Nel caso di specie, è indubbio che la condotta “susseguente” al reato (che, ove intervenuta “prima della dichiarazione di apertura del dibattimento di primo grado”, avrebbe certamente consentito l’applicabilità dell’altra speciale causa di non punibilità prevista dall’art. 13, comma 1, D.Igs. n. 74 del 2000), ha sostanzialmente neutralizzato la gravità dell’offesa, originariamente consistente (notevole essendo indubbiamente l’importo il cui versamento era stato omesso, pari a poco meno di 710.000 euro), provocata all’Erario, avendo i ricorrenti dimostrato con il proprio comportamento la volontà di assolvere il debito tributario, provvedendo tempestivamente ad onorare il piano rateale concordato con il Fisco, tanto da determinare l’adozione in appello del provvedimento di revoca della disposta confisca in primo grado.
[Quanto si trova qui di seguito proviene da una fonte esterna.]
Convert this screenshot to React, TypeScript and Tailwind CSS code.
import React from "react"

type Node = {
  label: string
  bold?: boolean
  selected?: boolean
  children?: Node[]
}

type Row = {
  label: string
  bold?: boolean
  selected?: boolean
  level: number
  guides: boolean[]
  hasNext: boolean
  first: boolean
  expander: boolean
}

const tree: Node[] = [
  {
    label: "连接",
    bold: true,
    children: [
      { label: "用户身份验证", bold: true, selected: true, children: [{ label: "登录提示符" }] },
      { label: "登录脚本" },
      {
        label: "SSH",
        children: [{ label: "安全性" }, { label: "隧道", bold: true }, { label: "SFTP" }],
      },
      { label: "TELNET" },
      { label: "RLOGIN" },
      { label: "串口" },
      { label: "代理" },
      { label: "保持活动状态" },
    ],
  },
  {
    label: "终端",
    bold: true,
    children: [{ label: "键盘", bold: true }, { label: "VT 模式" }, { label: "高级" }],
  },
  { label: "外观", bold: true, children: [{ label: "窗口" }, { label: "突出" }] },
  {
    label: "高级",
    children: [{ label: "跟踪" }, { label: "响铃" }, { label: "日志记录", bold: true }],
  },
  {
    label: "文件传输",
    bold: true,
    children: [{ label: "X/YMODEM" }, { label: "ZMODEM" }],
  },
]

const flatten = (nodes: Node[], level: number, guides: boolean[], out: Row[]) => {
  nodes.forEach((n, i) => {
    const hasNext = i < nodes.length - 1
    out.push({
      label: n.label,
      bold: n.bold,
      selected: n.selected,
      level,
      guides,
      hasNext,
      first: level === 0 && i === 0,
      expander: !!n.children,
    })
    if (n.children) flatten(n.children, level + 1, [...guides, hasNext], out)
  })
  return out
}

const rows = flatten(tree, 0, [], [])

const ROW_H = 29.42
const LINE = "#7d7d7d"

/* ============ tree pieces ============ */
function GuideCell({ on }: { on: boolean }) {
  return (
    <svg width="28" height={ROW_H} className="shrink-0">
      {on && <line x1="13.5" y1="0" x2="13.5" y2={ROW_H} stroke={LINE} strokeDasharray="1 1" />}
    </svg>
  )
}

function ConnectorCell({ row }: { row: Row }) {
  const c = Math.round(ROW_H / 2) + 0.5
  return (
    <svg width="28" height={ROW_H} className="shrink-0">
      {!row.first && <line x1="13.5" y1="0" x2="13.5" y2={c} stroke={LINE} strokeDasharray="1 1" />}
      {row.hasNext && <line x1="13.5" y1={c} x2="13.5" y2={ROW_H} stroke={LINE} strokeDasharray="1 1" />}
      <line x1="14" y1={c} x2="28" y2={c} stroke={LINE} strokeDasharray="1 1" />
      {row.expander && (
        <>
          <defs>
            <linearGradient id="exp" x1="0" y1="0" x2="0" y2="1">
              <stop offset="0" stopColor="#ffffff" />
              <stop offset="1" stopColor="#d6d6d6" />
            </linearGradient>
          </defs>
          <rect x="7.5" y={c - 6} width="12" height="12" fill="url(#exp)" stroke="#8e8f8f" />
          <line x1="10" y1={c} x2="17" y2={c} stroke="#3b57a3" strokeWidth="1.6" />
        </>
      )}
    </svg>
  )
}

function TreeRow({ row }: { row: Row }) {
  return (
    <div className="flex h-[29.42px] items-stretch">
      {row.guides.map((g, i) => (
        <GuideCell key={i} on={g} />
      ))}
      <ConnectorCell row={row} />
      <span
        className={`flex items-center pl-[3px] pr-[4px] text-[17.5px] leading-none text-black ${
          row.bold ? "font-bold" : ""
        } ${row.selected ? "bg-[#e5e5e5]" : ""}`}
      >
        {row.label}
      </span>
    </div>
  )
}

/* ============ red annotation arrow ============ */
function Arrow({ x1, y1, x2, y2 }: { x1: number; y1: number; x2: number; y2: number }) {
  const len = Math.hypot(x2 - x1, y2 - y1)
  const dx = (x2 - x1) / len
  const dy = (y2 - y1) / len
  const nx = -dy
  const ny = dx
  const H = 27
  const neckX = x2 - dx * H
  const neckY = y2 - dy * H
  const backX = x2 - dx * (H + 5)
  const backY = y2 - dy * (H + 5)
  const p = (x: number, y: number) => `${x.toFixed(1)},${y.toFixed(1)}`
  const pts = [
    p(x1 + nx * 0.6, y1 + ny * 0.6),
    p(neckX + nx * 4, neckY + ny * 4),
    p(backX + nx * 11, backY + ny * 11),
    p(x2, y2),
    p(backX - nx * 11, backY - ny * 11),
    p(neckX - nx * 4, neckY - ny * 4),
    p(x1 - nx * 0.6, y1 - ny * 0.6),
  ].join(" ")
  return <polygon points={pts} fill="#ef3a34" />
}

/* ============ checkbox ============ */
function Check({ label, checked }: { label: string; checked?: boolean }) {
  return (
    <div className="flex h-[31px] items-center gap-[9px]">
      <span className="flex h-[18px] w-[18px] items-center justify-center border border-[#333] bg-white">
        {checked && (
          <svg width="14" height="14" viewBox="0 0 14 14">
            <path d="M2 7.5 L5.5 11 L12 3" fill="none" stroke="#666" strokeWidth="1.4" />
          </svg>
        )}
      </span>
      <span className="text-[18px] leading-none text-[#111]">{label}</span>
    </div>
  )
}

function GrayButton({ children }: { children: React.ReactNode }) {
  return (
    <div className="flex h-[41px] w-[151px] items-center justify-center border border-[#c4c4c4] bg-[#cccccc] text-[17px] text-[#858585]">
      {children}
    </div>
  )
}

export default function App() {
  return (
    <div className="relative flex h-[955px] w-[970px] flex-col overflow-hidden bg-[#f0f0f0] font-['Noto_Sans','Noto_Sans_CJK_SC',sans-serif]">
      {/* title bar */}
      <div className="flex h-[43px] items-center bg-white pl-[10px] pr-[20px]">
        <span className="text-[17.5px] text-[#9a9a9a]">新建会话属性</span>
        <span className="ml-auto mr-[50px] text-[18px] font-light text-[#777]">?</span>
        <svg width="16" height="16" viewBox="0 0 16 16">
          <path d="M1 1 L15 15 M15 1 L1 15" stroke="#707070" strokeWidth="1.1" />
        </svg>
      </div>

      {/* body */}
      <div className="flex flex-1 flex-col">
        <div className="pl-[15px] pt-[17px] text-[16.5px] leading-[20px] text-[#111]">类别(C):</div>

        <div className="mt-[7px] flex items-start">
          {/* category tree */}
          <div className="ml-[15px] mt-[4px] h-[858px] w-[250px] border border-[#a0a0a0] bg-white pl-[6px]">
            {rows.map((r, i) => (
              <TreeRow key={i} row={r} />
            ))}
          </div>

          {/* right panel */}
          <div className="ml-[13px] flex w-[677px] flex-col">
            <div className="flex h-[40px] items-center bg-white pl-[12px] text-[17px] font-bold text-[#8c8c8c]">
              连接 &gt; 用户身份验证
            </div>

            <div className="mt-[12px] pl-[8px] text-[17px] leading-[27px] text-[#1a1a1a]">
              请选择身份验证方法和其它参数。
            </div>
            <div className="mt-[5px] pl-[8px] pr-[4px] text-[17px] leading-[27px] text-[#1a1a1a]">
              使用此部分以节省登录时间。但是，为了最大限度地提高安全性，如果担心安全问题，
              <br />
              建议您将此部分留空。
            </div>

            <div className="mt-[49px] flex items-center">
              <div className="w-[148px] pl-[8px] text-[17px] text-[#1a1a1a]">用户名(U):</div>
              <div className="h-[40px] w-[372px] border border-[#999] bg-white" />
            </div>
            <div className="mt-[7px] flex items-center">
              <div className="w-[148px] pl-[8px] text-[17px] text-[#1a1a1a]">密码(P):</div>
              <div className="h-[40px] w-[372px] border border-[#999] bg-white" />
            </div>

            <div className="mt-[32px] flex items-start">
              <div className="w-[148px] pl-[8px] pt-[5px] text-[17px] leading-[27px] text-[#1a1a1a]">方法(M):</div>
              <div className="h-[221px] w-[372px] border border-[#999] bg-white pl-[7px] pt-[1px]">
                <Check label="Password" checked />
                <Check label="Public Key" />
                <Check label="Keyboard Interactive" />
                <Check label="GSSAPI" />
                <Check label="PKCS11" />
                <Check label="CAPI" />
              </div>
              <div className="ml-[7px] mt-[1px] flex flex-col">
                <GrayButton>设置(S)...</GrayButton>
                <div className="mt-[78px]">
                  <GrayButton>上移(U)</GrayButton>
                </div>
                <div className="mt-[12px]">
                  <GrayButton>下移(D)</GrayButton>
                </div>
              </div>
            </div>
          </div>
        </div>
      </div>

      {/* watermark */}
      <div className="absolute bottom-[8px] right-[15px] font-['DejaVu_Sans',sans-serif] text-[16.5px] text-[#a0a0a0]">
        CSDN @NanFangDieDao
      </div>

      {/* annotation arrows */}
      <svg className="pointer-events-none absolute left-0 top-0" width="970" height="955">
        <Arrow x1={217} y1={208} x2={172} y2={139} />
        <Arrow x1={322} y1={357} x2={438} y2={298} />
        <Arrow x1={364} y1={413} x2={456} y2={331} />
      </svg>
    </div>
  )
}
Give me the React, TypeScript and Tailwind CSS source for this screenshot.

Nella specie, dalla motivazione dei giudici di appello, tuttavia, emerge come il successivo versamento rateale del debito tributario non è stato valutato in termini di condotta “susseguente” al reato nei termini richiesti dalla nuova previsione (e non poteva, del resto, esserlo, non essendo a tale data ancora entrata in vigore la novella dell’art. 131-bis, cod. pen.), essendosi limitata la Corte territoriale ad esprimere una semplice valutazione in termini recessivi di tale condotta, a fronte del danno erariale cagionato sia in assoluto sia in rapporto alla soglia di punibilità, in considerazione del notevole importo il cui versamento era stato omesso.
La necessità, invece, di dover apprezzare tale condotta alla luce della nuova previsione (che esplica indubbi effetti sostanziali, incidendo sulla punibilità del fatto, ed è quindi soggetta alla regola iuris dettata dall’art. 2, comma quarto, cod. pen.), imporrebbe pertanto l’annullamento della sentenza con rinvio al giudice d’appello per una rinnovata valutazione del fatto”.